- TASK TO COMPLETE: Your answer should be one number: how many lines of the data include the string "this"?
### MATERIAL FOR THE TASK ###
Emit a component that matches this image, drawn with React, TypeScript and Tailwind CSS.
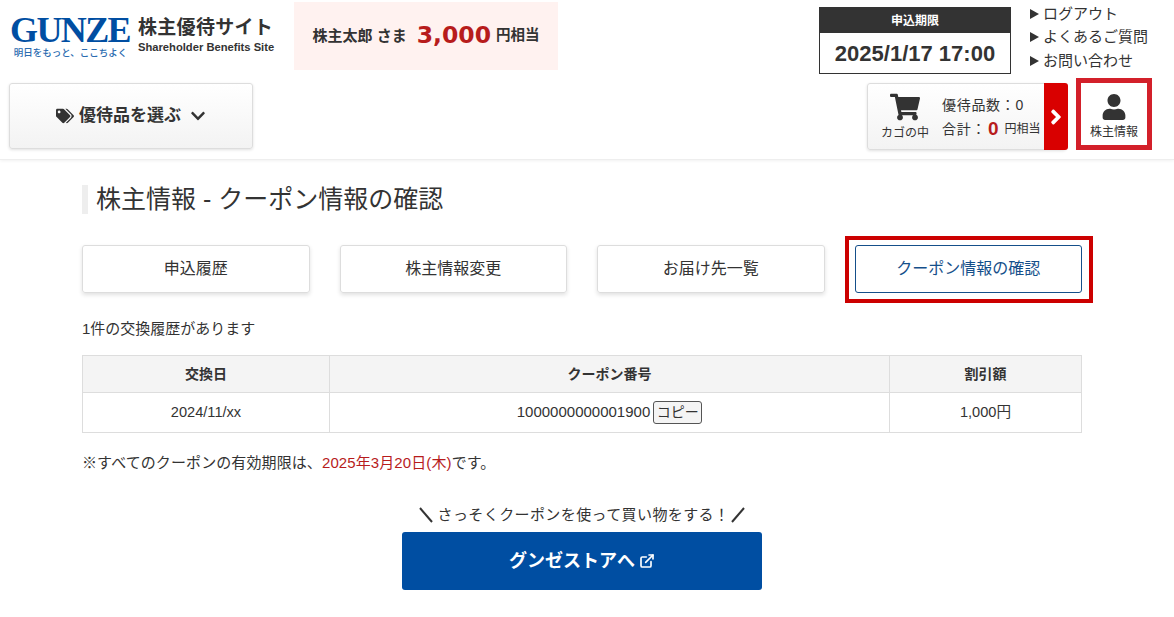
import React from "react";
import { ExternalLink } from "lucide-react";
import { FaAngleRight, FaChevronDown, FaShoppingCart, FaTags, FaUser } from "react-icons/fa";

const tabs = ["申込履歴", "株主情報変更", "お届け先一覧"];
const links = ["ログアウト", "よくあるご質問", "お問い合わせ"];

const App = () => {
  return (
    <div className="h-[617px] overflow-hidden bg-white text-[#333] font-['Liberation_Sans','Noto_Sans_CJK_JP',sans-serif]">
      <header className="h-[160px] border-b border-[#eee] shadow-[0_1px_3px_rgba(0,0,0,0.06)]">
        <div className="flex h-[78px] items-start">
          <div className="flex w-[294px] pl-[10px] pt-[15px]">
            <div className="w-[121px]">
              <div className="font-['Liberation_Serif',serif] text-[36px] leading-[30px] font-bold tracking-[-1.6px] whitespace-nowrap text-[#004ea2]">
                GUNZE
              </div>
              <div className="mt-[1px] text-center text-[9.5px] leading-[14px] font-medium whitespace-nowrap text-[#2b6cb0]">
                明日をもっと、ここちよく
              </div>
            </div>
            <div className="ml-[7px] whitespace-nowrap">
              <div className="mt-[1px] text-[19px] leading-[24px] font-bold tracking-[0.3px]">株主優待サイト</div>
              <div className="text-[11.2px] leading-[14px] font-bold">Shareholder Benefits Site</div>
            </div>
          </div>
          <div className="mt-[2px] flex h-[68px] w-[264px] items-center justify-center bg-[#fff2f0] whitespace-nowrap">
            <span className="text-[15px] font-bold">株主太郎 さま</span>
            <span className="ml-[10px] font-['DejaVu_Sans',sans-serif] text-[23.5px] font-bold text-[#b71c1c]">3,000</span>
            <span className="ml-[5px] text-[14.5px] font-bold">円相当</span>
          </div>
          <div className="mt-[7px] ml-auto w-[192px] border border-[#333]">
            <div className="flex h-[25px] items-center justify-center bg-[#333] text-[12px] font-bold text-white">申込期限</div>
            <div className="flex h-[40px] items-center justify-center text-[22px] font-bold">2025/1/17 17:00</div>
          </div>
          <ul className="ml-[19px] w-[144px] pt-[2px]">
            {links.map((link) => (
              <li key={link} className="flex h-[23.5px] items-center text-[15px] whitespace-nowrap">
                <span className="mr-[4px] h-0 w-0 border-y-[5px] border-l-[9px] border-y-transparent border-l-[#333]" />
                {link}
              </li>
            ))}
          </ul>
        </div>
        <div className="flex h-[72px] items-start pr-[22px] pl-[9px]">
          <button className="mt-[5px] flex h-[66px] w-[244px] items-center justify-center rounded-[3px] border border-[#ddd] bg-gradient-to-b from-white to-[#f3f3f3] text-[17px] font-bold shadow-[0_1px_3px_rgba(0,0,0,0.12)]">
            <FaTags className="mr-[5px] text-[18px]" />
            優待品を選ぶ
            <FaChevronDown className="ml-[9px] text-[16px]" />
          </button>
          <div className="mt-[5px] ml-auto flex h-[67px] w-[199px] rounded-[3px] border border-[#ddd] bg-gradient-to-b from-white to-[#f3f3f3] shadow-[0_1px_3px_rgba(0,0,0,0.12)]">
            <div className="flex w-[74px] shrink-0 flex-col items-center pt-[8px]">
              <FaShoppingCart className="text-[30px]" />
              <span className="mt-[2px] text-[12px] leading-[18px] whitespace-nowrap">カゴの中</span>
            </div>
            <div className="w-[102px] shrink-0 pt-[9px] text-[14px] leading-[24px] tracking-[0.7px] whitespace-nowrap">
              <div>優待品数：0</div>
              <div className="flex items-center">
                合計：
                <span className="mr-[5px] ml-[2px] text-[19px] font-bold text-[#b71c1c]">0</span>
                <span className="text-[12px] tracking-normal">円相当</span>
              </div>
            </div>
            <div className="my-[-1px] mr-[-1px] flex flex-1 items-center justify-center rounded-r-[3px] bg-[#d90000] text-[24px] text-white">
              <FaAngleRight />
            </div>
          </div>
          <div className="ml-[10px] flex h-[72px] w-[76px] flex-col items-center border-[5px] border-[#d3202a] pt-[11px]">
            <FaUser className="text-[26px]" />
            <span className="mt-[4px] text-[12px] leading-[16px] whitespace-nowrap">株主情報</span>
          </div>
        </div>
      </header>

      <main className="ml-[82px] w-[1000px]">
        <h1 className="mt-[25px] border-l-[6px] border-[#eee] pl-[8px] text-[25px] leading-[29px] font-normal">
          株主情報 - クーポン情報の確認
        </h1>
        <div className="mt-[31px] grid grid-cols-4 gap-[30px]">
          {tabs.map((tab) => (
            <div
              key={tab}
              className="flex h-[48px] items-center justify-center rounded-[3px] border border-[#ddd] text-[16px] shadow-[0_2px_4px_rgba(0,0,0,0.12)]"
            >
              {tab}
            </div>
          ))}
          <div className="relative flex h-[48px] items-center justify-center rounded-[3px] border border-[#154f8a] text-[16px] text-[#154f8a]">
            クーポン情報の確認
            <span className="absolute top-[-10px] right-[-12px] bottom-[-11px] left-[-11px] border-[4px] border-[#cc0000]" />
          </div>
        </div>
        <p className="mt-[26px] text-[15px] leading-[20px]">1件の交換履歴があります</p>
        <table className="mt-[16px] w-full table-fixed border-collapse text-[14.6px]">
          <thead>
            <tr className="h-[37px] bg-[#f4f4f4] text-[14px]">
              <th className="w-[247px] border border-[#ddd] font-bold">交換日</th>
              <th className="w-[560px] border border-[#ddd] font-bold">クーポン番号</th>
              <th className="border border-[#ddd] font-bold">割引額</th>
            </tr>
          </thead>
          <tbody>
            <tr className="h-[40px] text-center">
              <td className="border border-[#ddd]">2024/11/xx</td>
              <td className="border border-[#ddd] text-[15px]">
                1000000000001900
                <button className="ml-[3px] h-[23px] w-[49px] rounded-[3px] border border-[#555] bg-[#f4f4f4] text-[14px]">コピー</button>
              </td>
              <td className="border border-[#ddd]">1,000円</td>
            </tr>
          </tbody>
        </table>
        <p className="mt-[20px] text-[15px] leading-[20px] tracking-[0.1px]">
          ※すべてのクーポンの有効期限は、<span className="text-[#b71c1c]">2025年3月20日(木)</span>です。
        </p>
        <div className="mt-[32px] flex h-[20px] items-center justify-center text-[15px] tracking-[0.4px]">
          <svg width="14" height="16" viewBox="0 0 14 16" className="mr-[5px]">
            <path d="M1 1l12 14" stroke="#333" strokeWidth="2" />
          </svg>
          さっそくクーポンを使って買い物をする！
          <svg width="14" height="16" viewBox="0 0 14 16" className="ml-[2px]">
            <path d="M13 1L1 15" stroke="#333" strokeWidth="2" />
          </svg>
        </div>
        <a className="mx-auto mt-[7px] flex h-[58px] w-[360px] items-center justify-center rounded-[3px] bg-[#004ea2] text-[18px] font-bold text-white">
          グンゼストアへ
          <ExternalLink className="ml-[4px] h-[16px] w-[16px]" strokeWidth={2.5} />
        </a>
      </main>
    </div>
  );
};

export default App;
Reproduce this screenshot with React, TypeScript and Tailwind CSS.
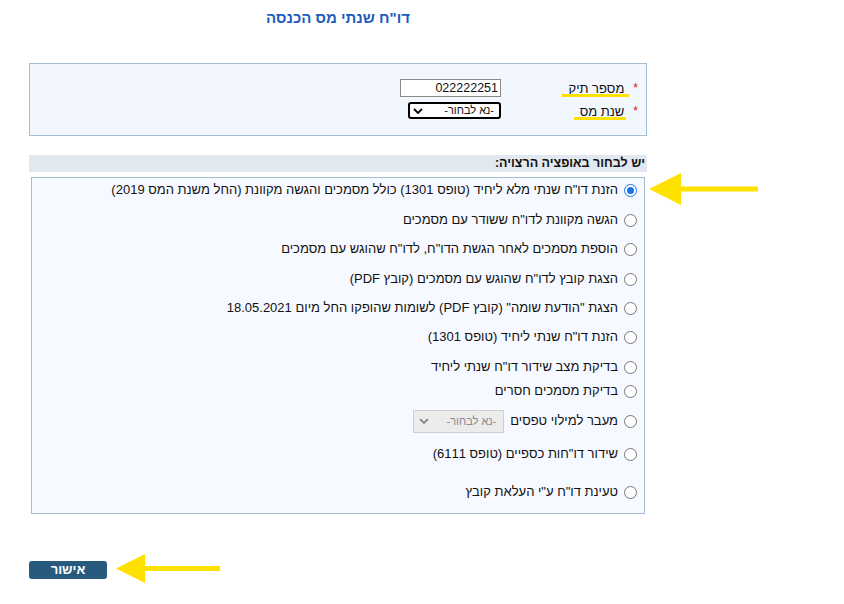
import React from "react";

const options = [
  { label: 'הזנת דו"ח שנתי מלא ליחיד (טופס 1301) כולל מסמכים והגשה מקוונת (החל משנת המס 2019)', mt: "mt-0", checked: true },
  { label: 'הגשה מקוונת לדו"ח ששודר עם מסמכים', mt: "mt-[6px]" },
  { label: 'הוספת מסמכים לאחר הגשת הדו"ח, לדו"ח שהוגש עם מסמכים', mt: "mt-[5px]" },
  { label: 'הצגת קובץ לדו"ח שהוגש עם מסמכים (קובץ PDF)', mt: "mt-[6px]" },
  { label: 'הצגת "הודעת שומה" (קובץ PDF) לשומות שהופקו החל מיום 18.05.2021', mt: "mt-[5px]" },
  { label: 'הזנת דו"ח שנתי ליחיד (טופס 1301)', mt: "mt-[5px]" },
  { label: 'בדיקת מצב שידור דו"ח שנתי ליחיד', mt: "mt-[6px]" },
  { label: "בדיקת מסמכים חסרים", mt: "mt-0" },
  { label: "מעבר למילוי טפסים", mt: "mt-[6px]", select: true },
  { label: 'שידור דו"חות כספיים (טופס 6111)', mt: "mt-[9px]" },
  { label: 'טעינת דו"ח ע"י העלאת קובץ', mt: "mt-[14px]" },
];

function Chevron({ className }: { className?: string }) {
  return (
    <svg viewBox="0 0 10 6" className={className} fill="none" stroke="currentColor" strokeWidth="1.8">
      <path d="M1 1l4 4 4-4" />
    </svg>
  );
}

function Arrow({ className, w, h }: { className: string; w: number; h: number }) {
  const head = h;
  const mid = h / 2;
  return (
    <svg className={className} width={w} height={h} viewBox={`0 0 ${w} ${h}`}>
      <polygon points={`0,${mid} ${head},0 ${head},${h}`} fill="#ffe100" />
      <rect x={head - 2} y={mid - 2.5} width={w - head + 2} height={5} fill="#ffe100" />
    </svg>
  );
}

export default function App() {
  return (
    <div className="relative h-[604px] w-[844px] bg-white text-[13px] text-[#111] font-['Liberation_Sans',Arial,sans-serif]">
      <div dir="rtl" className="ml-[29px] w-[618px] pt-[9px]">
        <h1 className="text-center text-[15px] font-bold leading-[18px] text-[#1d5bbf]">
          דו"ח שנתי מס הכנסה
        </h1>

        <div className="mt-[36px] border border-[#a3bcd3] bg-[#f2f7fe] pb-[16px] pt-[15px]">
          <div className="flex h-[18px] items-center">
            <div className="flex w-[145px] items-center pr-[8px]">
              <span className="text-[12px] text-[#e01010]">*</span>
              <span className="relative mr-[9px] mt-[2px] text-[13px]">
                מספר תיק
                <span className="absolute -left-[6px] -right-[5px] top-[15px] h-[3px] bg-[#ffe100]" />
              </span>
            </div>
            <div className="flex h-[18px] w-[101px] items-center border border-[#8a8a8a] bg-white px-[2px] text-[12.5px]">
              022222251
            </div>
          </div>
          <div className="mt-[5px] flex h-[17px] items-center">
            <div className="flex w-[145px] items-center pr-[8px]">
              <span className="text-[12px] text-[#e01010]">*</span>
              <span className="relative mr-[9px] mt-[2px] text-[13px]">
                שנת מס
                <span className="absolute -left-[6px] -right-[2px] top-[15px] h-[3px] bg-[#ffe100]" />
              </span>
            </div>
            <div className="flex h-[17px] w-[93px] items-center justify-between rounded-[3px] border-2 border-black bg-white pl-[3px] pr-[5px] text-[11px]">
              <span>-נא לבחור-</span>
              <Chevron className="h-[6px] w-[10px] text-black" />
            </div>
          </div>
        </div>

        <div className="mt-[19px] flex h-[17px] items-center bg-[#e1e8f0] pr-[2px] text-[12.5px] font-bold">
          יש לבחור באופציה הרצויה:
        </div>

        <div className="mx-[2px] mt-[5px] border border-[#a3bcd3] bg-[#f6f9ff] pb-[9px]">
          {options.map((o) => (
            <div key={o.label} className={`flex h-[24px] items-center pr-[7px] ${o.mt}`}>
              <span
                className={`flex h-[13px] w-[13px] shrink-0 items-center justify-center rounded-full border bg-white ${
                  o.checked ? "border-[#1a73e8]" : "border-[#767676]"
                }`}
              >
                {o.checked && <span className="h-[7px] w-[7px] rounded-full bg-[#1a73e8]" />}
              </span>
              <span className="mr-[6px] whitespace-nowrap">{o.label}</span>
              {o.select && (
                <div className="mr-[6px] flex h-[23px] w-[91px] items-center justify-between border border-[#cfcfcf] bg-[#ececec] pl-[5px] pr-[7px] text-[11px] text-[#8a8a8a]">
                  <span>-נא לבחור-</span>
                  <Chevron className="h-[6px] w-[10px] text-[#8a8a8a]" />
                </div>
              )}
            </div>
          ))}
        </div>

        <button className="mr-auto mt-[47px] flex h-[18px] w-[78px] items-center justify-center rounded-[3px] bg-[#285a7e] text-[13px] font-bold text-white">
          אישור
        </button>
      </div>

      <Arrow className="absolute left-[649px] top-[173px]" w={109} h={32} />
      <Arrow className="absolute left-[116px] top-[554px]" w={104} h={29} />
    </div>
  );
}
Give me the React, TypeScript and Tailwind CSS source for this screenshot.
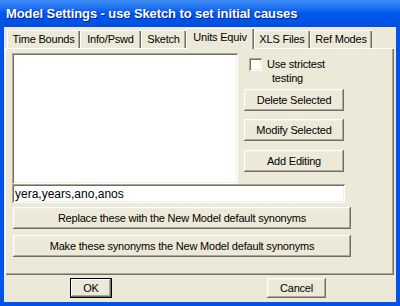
###
- COMPLETE ANSWER: 3